Years ago, Fred Rogers gave sage advice to kids about what to do when they see scary news — look for the helpers. He said, “When I was a boy, and would see scary things in the news, my mother would say to me, ‘Look for the helpers. You will always find people who are helping.’ To this day, especially in times of disaster, I remember my mother’s words, and I am always comforted by realizing there are still so many helpers — so many caring people in the world.”
What wonderful words of support! Even in the most tragic situation that your child may hear about, there are always people helping others. This article will explore how to teach your child about helpers, both looking for them and being one.
Who are the helpers?
Anyone can be a helper. The most obvious helpers are firefighters, police officers, paramedics, doctors, nurses and teachers. These people are very important in times of crisis. But almost anyone in a community can be a helper. The list will be long, but can include grocery store clerks, librarians, ministers, cooks and neighbors. Very important helpers are family members such as grandparents, siblings, aunts, uncles and cousins. It can be a fun exercise for your family to come up with a list of all the helpers.
How do helpers help?
When you are talking to your child about helpers, you might discuss all the ways helpers help us. Some helper jobs are pretty straightforward. Firefighters help put out fires; police officers protect us from bad events; doctors and nurses safeguard our health; and teachers care for us in school. Other folks such as neighbors, ministers, city officials and, really, anyone can come together to provide food, housing, money and emotional support. Examples of neighbors helping neighbors can be seen in your own backyard and on the news. Help your child look for good representations of helpers.
Family members also provide critical help when a child is scared by events. Parents often enlist the help of family to give shelter, love and wise advice. Remind your child of all of the people in their family who are helpers.
Helpers far away
Helpers in faraway places are important. You will need to tailor your discussion to the age of the child, but you could talk about the current war where helpers from many other countries are offering help to displaced Ukrainian people. Poland has provided a good example of how to offer shelter, food and support to families who have lost everything. The United States is taking in at least 100,000 people from Ukraine who need to start over. You could consider what that may mean for the cities, schools and neighborhoods who welcome these refugees.
Natural disasters can be very scary for kids. As an example, the wildfires throughout the United States are disturbing for all of us. If your child becomes aware of the fires, how can you discuss the tragedy with them? After reassuring your child that they are safe, you can ask them about all of the helpers in a fire situation and consider how brave the helpers are.
Can you be a helper?
The answer is that question is “Of Course!” You and your child can look for ways to become helpers. Kids and adults alike are more upset when they feel helpless and passive — and more comfortable when they take action.

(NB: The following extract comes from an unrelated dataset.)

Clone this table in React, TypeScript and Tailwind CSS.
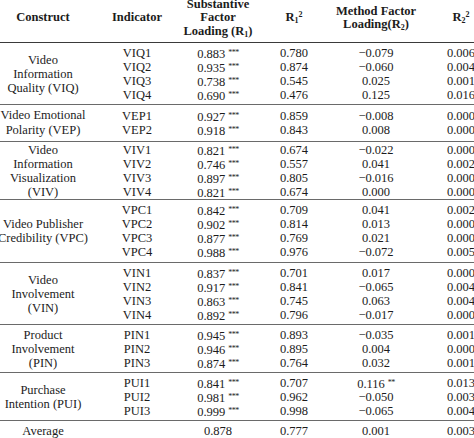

You can be a role model for your child. Let them know if you are making a donation, going to a town meeting, donating to a food bank, marching for a cause, writing a letter or email of support, or taking some other action. Children need to see that adults can be active during crises.
Depending on their age, your child can join you in being helper. Would they like to put some of their allowance toward a donation, work in a food bank, write a letter and/or help you open your home to others in need? The list of ideas for how both you and your child can be helpers is endless. And you will both feel so much better by getting involved.
Can you help your kids shrink their worries?
It is a given that your child will feel scared when they hear difficult news. Many psychologists believe that teaching a child to talk back to their worries is a successful way to help kids shrink their worries.
Help your child identify their fears. You could ask, “What is your ‘Worry Monster’ saying to you about the news?” Have your child be specific. An example may be that the Worry Monster is saying to the child that the same terrible event will happen to their family and they are not safe.
Explore how the event is not happening near your home and that you are keeping them safe from harm.
Encourage your child to talk back to their Worry Monster: “No way, Worry Monster, that is happening a long way from here. My parents are keeping me safe. I plan to help when I can. Go away, now!”
Ask your child how they feel talking back to that mean monster!
You can explore these techniques in more detail in my story titled “Shrinking the Worry Monster, A Kid’s Guide for Saying Goodbye to Worries” (available in English and Spanish) and in other books designed to lower a child’s anxiety.
Fred Rogers famously encouraged all of us to “Look for the helpers.” Although it is only one a number of good things to do to help your child cope with disturbing news, it is important advice to remember.